- Problem to solve -
Repeat every line of the listing below exactly, minus the pictures.

- Given data -
'''

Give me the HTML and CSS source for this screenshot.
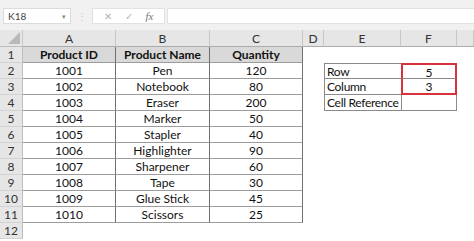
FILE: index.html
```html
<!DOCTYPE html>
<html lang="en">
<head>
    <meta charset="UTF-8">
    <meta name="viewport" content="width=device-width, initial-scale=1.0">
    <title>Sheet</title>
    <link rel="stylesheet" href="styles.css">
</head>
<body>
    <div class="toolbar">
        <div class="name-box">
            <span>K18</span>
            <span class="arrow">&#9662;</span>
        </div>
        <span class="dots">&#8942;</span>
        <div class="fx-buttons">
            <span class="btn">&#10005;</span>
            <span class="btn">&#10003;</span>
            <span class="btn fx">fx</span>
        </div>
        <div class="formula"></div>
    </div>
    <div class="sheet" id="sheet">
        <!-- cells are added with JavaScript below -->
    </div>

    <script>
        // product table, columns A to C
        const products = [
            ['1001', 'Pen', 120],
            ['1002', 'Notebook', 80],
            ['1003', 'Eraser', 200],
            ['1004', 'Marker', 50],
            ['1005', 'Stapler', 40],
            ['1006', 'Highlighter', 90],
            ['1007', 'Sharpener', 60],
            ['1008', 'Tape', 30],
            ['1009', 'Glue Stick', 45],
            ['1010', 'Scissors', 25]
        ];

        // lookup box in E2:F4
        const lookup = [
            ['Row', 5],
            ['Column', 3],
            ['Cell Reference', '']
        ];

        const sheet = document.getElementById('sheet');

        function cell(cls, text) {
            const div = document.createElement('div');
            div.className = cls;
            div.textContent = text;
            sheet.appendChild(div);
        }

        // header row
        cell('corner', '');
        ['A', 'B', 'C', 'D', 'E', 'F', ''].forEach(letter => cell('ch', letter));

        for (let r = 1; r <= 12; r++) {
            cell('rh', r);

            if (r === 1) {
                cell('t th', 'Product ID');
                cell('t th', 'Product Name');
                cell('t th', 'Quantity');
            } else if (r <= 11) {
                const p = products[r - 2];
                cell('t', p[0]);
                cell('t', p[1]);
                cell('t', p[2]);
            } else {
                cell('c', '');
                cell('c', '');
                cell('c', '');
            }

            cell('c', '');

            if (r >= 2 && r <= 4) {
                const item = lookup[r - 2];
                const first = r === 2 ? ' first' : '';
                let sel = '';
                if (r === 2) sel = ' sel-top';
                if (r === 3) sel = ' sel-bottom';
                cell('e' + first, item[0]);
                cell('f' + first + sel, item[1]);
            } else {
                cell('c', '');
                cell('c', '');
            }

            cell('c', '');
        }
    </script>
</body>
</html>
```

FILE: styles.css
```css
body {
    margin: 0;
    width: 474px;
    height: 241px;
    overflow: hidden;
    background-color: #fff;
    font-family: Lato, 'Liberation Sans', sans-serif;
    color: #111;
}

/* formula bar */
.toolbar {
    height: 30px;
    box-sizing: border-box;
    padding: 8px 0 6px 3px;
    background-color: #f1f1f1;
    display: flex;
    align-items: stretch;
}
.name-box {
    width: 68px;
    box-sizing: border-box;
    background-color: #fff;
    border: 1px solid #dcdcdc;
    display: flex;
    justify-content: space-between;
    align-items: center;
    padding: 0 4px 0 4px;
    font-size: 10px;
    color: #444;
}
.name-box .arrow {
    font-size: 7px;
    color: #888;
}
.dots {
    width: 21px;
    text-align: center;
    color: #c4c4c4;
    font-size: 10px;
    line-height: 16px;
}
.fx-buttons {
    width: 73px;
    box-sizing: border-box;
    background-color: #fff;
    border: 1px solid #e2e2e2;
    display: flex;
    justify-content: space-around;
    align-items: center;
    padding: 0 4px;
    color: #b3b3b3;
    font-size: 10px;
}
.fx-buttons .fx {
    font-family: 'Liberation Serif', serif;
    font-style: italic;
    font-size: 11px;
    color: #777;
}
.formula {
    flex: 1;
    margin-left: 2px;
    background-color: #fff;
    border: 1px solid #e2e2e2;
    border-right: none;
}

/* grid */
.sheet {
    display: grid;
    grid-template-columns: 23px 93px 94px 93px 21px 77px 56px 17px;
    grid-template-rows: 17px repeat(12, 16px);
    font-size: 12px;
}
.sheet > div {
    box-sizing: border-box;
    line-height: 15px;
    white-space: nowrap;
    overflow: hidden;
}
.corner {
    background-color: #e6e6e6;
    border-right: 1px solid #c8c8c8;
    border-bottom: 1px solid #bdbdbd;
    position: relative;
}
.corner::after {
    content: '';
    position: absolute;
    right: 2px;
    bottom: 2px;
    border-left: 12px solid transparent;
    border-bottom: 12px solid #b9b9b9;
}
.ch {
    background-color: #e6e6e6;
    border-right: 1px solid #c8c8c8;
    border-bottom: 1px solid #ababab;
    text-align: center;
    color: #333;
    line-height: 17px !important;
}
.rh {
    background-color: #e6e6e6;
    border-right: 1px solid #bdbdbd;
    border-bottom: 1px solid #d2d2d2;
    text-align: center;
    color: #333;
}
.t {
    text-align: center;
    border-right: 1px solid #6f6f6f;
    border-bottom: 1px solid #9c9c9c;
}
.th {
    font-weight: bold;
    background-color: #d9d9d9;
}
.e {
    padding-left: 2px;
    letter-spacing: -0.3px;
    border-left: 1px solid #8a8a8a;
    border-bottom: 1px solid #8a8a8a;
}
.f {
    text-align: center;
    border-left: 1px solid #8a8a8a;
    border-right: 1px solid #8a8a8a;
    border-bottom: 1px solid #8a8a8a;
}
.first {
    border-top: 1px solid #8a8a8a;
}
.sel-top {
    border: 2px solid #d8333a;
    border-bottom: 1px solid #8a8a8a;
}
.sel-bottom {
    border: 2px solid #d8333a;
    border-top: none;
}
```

'''

- Exercise solution -
Give me the HTML and CSS source for this screenshot.
FILE: index.html
```html
<!DOCTYPE html>
<html lang="en">
<head>
    <meta charset="UTF-8">
    <meta name="viewport" content="width=device-width, initial-scale=1.0">
    <title>Sheet</title>
    <link rel="stylesheet" href="styles.css">
</head>
<body>
    <div class="toolbar">
        <div class="name-box">
            <span>K18</span>
            <span class="arrow">&#9662;</span>
        </div>
        <span class="dots">&#8942;</span>
        <div class="fx-buttons">
            <span class="btn">&#10005;</span>
            <span class="btn">&#10003;</span>
            <span class="btn fx">fx</span>
        </div>
        <div class="formula"></div>
    </div>
    <div class="sheet" id="sheet">
        <!-- cells are added with JavaScript below -->
    </div>

    <script>
        // product table, columns A to C
        const products = [
            ['1001', 'Pen', 120],
            ['1002', 'Notebook', 80],
            ['1003', 'Eraser', 200],
            ['1004', 'Marker', 50],
            ['1005', 'Stapler', 40],
            ['1006', 'Highlighter', 90],
            ['1007', 'Sharpener', 60],
            ['1008', 'Tape', 30],
            ['1009', 'Glue Stick', 45],
            ['1010', 'Scissors', 25]
        ];

        // lookup box in E2:F4
        const lookup = [
            ['Row', 5],
            ['Column', 3],
            ['Cell Reference', '']
        ];

        const sheet = document.getElementById('sheet');

        function cell(cls, text) {
            const div = document.createElement('div');
            div.className = cls;
            div.textContent = text;
            sheet.appendChild(div);
        }

        // header row
        cell('corner', '');
        ['A', 'B', 'C', 'D', 'E', 'F', ''].forEach(letter => cell('ch', letter));

        for (let r = 1; r <= 12; r++) {
            cell('rh', r);

            if (r === 1) {
                cell('t th', 'Product ID');
                cell('t th', 'Product Name');
                cell('t th', 'Quantity');
            } else if (r <= 11) {
                const p = products[r - 2];
                cell('t', p[0]);
                cell('t', p[1]);
                cell('t', p[2]);
            } else {
                cell('c', '');
                cell('c', '');
                cell('c', '');
            }

            cell('c', '');

            if (r >= 2 && r <= 4) {
                const item = lookup[r - 2];
                const first = r === 2 ? ' first' : '';
                let sel = '';
                if (r === 2) sel = ' sel-top';
                if (r === 3) sel = ' sel-bottom';
                cell('e' + first, item[0]);
                cell('f' + first + sel, item[1]);
            } else {
                cell('c', '');
                cell('c', '');
            }

            cell('c', '');
        }
    </script>
</body>
</html>
```

FILE: styles.css
```css
body {
    margin: 0;
    width: 474px;
    height: 241px;
    overflow: hidden;
    background-color: #fff;
    font-family: Lato, 'Liberation Sans', sans-serif;
    color: #111;
}

/* formula bar */
.toolbar {
    height: 30px;
    box-sizing: border-box;
    padding: 8px 0 6px 3px;
    background-color: #f1f1f1;
    display: flex;
    align-items: stretch;
}
.name-box {
    width: 68px;
    box-sizing: border-box;
    background-color: #fff;
    border: 1px solid #dcdcdc;
    display: flex;
    justify-content: space-between;
    align-items: center;
    padding: 0 4px 0 4px;
    font-size: 10px;
    color: #444;
}
.name-box .arrow {
    font-size: 7px;
    color: #888;
}
.dots {
    width: 21px;
    text-align: center;
    color: #c4c4c4;
    font-size: 10px;
    line-height: 16px;
}
.fx-buttons {
    width: 73px;
    box-sizing: border-box;
    background-color: #fff;
    border: 1px solid #e2e2e2;
    display: flex;
    justify-content: space-around;
    align-items: center;
    padding: 0 4px;
    color: #b3b3b3;
    font-size: 10px;
}
.fx-buttons .fx {
    font-family: 'Liberation Serif', serif;
    font-style: italic;
    font-size: 11px;
    color: #777;
}
.formula {
    flex: 1;
    margin-left: 2px;
    background-color: #fff;
    border: 1px solid #e2e2e2;
    border-right: none;
}

/* grid */
.sheet {
    display: grid;
    grid-template-columns: 23px 93px 94px 93px 21px 77px 56px 17px;
    grid-template-rows: 17px repeat(12, 16px);
    font-size: 12px;
}
.sheet > div {
    box-sizing: border-box;
    line-height: 15px;
    white-space: nowrap;
    overflow: hidden;
}
.corner {
    background-color: #e6e6e6;
    border-right: 1px solid #c8c8c8;
    border-bottom: 1px solid #bdbdbd;
    position: relative;
}
.corner::after {
    content: '';
    position: absolute;
    right: 2px;
    bottom: 2px;
    border-left: 12px solid transparent;
    border-bottom: 12px solid #b9b9b9;
}
.ch {
    background-color: #e6e6e6;
    border-right: 1px solid #c8c8c8;
    border-bottom: 1px solid #ababab;
    text-align: center;
    color: #333;
    line-height: 17px !important;
}
.rh {
    background-color: #e6e6e6;
    border-right: 1px solid #bdbdbd;
    border-bottom: 1px solid #d2d2d2;
    text-align: center;
    color: #333;
}
.t {
    text-align: center;
    border-right: 1px solid #6f6f6f;
    border-bottom: 1px solid #9c9c9c;
}
.th {
    font-weight: bold;
    background-color: #d9d9d9;
}
.e {
    padding-left: 2px;
    letter-spacing: -0.3px;
    border-left: 1px solid #8a8a8a;
    border-bottom: 1px solid #8a8a8a;
}
.f {
    text-align: center;
    border-left: 1px solid #8a8a8a;
    border-right: 1px solid #8a8a8a;
    border-bottom: 1px solid #8a8a8a;
}
.first {
    border-top: 1px solid #8a8a8a;
}
.sel-top {
    border: 2px solid #d8333a;
    border-bottom: 1px solid #8a8a8a;
}
.sel-bottom {
    border: 2px solid #d8333a;
    border-top: none;
}
```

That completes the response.